◆ **Direction**
Pictures aside, repeat every entry exactly.

::: Items

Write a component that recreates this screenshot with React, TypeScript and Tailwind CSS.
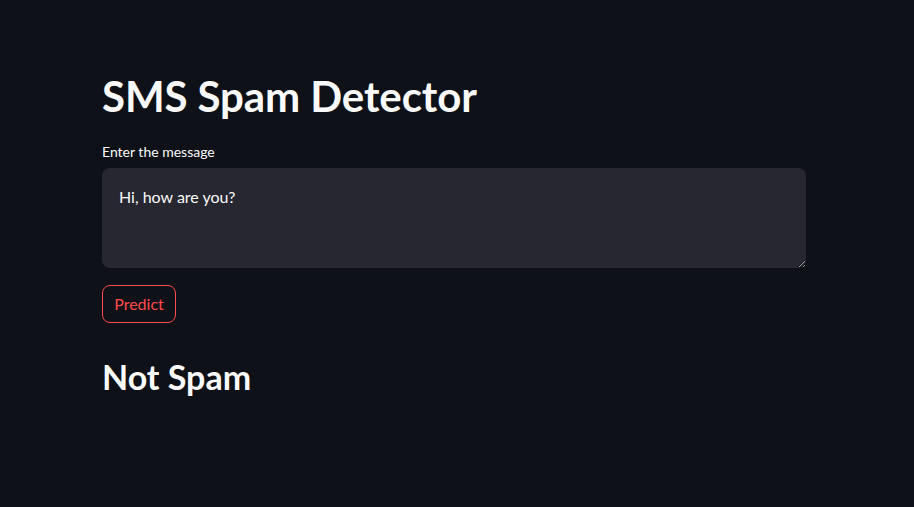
export default function App() {
  return (
    <div className="min-h-screen w-full bg-[#0e1117] text-[#fafafa] font-['Lato','Noto_Sans',sans-serif]">
      <div className="ml-[102px] w-[704px] pt-[67px]">
        <h1 className="text-[42px] font-bold leading-[1.2] py-[4px] tracking-[-0.1px]">SMS Spam Detector</h1>
        <label className="mt-[17px] block text-[14px] leading-[20px] text-[#fafafa]">Enter the message</label>
        <textarea
          readOnly
          defaultValue="Hi, how are you?"
          className="mt-[6px] block h-[100px] w-full resize-y rounded-[8px] bg-[#262730] px-[17px] py-[18px] text-[16px] leading-[22px] text-[#fafafa] outline-none [color-scheme:dark]"
        />
        <button className="mt-[17px] h-[38px] w-[74px] rounded-[8px] border border-[#ff4b4b] text-[16px] font-normal text-[#ff4b4b]">
          Predict
        </button>
        <h2 className="mt-[34px] text-[34px] font-bold leading-[1.2]">Not Spam</h2>
      </div>
    </div>
  );
}
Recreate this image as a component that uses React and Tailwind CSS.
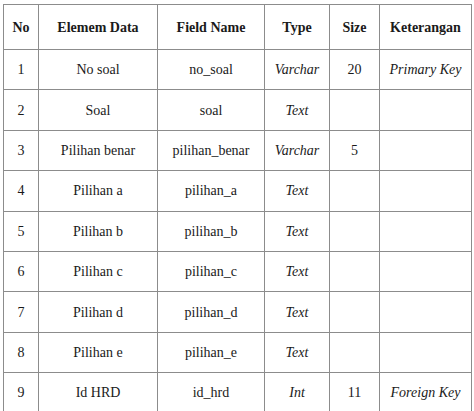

::::::

◆ **Exercise answer**
Write a component that recreates this screenshot with React, TypeScript and Tailwind CSS.
export default function App() {
  return (
    <div className="min-h-screen w-full bg-[#0e1117] text-[#fafafa] font-['Lato','Noto_Sans',sans-serif]">
      <div className="ml-[102px] w-[704px] pt-[67px]">
        <h1 className="text-[42px] font-bold leading-[1.2] py-[4px] tracking-[-0.1px]">SMS Spam Detector</h1>
        <label className="mt-[17px] block text-[14px] leading-[20px] text-[#fafafa]">Enter the message</label>
        <textarea
          readOnly
          defaultValue="Hi, how are you?"
          className="mt-[6px] block h-[100px] w-full resize-y rounded-[8px] bg-[#262730] px-[17px] py-[18px] text-[16px] leading-[22px] text-[#fafafa] outline-none [color-scheme:dark]"
        />
        <button className="mt-[17px] h-[38px] w-[74px] rounded-[8px] border border-[#ff4b4b] text-[16px] font-normal text-[#ff4b4b]">
          Predict
        </button>
        <h2 className="mt-[34px] text-[34px] font-bold leading-[1.2]">Not Spam</h2>
      </div>
    </div>
  );
}
Recreate this image as a component that uses React and Tailwind CSS.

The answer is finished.